Pat Jones: For once, the media get it right

A rare article that captures what’s really going on in the golf market right now.

Florida might be ground-zero for the golf market right now. Like several other golf meccas around the nation, the state is overbuilt – particularly with daily fees designed to attract tourists and facilities directed at the burgeoning geezer population. Parts of the state are as economically depressed as any in the U.S. and the real estate downturn and related financial problems among big developers like WCI have hit golf hard.

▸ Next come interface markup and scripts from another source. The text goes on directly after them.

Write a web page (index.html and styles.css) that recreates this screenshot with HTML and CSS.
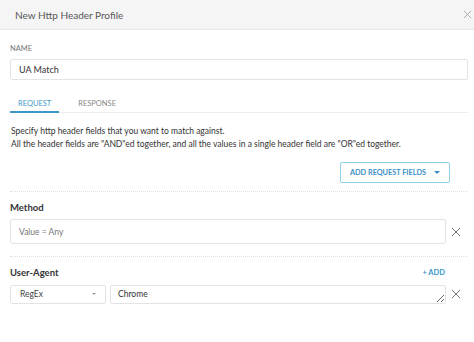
FILE: index.html
```html
<!DOCTYPE html>
<html lang="en">
<head>
    <meta charset="UTF-8">
    <title>New Http Header Profile</title>
    <link rel="stylesheet" href="styles.css">
</head>
<body>
    <div class="modal">
        <div class="modal-header">
            <span class="modal-title">New Http Header Profile</span>
            <button class="close-btn" title="Close">
                <svg width="9" height="9" viewBox="0 0 10 10"><path d="M1 1L9 9M9 1L1 9" stroke="#aaa" stroke-width="1.1"/></svg>
            </button>
        </div>
        <div class="modal-body">
            <label class="field-label" for="profileName">NAME</label>
            <input type="text" id="profileName" class="text-input name-input" value="UA Match">

            <div class="tabs">
                <span class="tab active">REQUEST</span>
                <span class="tab">RESPONSE</span>
            </div>

            <p class="hint">Specify http header fields that you want to match against.<br>All the header fields are "AND"ed together, and all the values in a single header field are "OR"ed together.</p>

            <div class="actions">
                <button class="add-fields-btn">ADD REQUEST FIELDS <span class="caret"></span></button>
            </div>

            <div class="separator"></div>

            <div class="field-head">
                <span class="field-name">Method</span>
            </div>
            <div class="field-row">
                <input type="text" class="text-input method-input" placeholder="Value = Any">
                <button class="remove-btn" title="Remove">
                    <svg width="10" height="10" viewBox="0 0 10 10"><path d="M1 1L9 9M9 1L1 9" stroke="#777" stroke-width="1"/></svg>
                </button>
            </div>

            <div class="separator separator-wide"></div>

            <div class="field-head">
                <span class="field-name">User-Agent</span>
                <span class="add-link">+ ADD</span>
            </div>
            <div class="field-row">
                <div class="select-box">
                    <span>RegEx</span>
                    <span class="select-caret"></span>
                </div>
                <textarea class="text-input value-area">Chrome</textarea>
                <button class="remove-btn" title="Remove">
                    <svg width="10" height="10" viewBox="0 0 10 10"><path d="M1 1L9 9M9 1L1 9" stroke="#777" stroke-width="1"/></svg>
                </button>
            </div>
        </div>
    </div>
</body>
</html>
```

FILE: styles.css
```css
body {
    margin: 0;
    font-family: Lato, "Open Sans", sans-serif;
    background-color: #fff;
    color: #333;
}
.modal {
    width: 474px;
}
.modal-header {
    display: flex;
    justify-content: space-between;
    align-items: center;
    height: 29px;
    padding: 0 1px 0 15px;
    background-color: #f5f5f5;
    border-bottom: 1px solid #e6e6e6;
}
.modal-title {
    font-size: 10px;
    color: #555;
}
.close-btn, .remove-btn {
    border: none;
    background: none;
    padding: 0;
    cursor: pointer;
    display: flex;
    align-items: center;
    justify-content: center;
}
.close-btn {
    width: 12px;
    height: 12px;
}
.modal-body {
    padding: 0 6px 0 10px;
}
.field-label {
    display: block;
    font-size: 7.5px;
    color: #777;
    margin-top: 14px;
    line-height: 10px;
}
.text-input {
    box-sizing: border-box;
    border: 1px solid #e3e3e3;
    border-radius: 2px;
    font-family: Lato, "Open Sans", sans-serif;
    color: #333;
    background: #fff;
    outline: none;
}
.name-input {
    width: 100%;
    height: 21px;
    margin-top: 5px;
    padding: 0 8px;
    font-size: 9px;
}
.tabs {
    display: flex;
    margin-top: 14px;
    border-bottom: 1px solid #ececec;
}
.tab {
    font-size: 7.5px;
    color: #888;
    padding: 5px 8px 3px 8px;
    margin-right: 11px;
    line-height: 9px;
}
.tab.active {
    color: #3b98c8;
    border-bottom: 2px solid #3b98c8;
    margin-bottom: -1px;
}
.hint {
    margin: 12px 0 0 1px;
    font-size: 8.5px;
    line-height: 12.5px;
    color: #333;
}
.actions {
    display: flex;
    justify-content: flex-end;
    padding-right: 18px;
    margin-top: 12px;
}
.add-fields-btn {
    height: 21px;
    padding: 0 9px 0 9px;
    border: 1px solid #8fd0ea;
    border-radius: 2px;
    background: #fff;
    color: #3b8fc4;
    font-family: Lato, "Open Sans", sans-serif;
    font-size: 7.3px;
    font-weight: bold;
    display: flex;
    align-items: center;
    cursor: pointer;
}
.caret {
    display: inline-block;
    margin-left: 8px;
    border-left: 3px solid transparent;
    border-right: 3px solid transparent;
    border-top: 3px solid #3b8fc4;
}
.separator {
    border-top: 1px dotted #dedede;
    margin-top: 8px;
}
.separator-wide {
    margin-top: 12px;
}
.field-head {
    display: flex;
    justify-content: space-between;
    align-items: center;
    margin-top: 10px;
    padding-right: 23px;
}
.field-name {
    font-size: 9.5px;
    font-weight: bold;
    color: #333;
}
.add-link {
    font-size: 7.5px;
    font-weight: bold;
    color: #3b98c8;
}
.field-row {
    display: flex;
    align-items: center;
    margin-top: 6px;
}
.method-input {
    flex: 1;
    height: 25px;
    padding: 0 8px;
    font-size: 8.5px;
}
.method-input::placeholder {
    color: #777;
}
.remove-btn {
    width: 22px;
    height: 20px;
    justify-content: flex-start;
    padding-left: 5px;
}
.select-box {
    box-sizing: border-box;
    width: 96px;
    height: 19px;
    border: 1px solid #e3e3e3;
    border-radius: 2px;
    display: flex;
    justify-content: space-between;
    align-items: center;
    padding: 0 9px 0 9px;
    font-size: 8.5px;
    color: #444;
    margin-right: 4px;
}
.select-caret {
    border-left: 2px solid transparent;
    border-right: 2px solid transparent;
    border-top: 2px solid #999;
}
.value-area {
    flex: 1;
    height: 19px;
    padding: 3px 7px 0 7px;
    font-size: 8.5px;
    resize: vertical;
    line-height: 11px;
}
```
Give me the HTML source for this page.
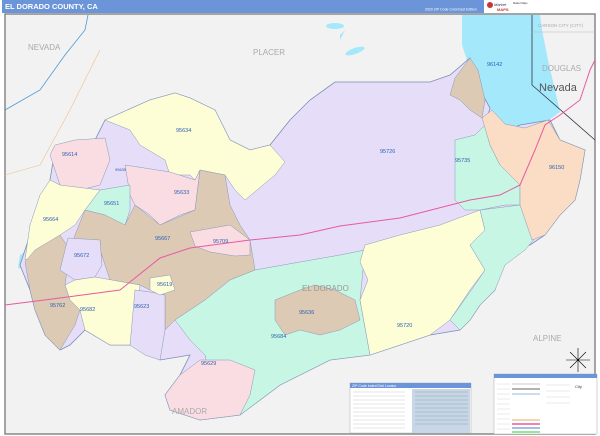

Yet, as an article in yesterday’s Florida Today (http://www.floridatoday.com/article/20090308/NEWS01/903080318/1006 ) points out accurately, all is not gloom and doom for facilities in the bellwether Orlando market. Read the article for yourself, but here’s the quickie version:

- Play is relatively flat or even up compared to last year.
- Golfers have migrated to “value” courses that offer and promote packages or do selective discounting. Mike Hughes of the NGCOA is quoted in the story referring to this as the “Wal-Mart effect.”
- Courses are focusing on retaining customers as much as attracting new rounds.
- The weather will continue to be the biggest factor in how overall rounds and revenues stack up.

In short, the article captures what a lot of us have been saying for years: the game itself is relatively recession-resistant (certainly not recession-proof, as some have claimed) but Mother Nature is our version of the Dow Jones Index. That’s just the way it is.

Don’t get me wrong. Hundreds – if not a thousand or more – of facilities will cease to exist over the next three years or so. Thousands more will face serious financial problems or receivership. We may well see another situation like the Resolution Trust Corporation of the late ‘80s when the U.S. government briefly became the largest golf course owner in the country. Many – perhaps including a few of you reading this right now – will be forced to look for a new job at some point. The market needed to correct itself and this current crisis is simply accelerating a slow process that was already under way.

Yet, the fact that when, weather permitting, people still want to play the game means that our core business proposition is still sound. The facilities that are the most creative and manage most effectively will come through this storm positioned to be market leaders as the recession ends.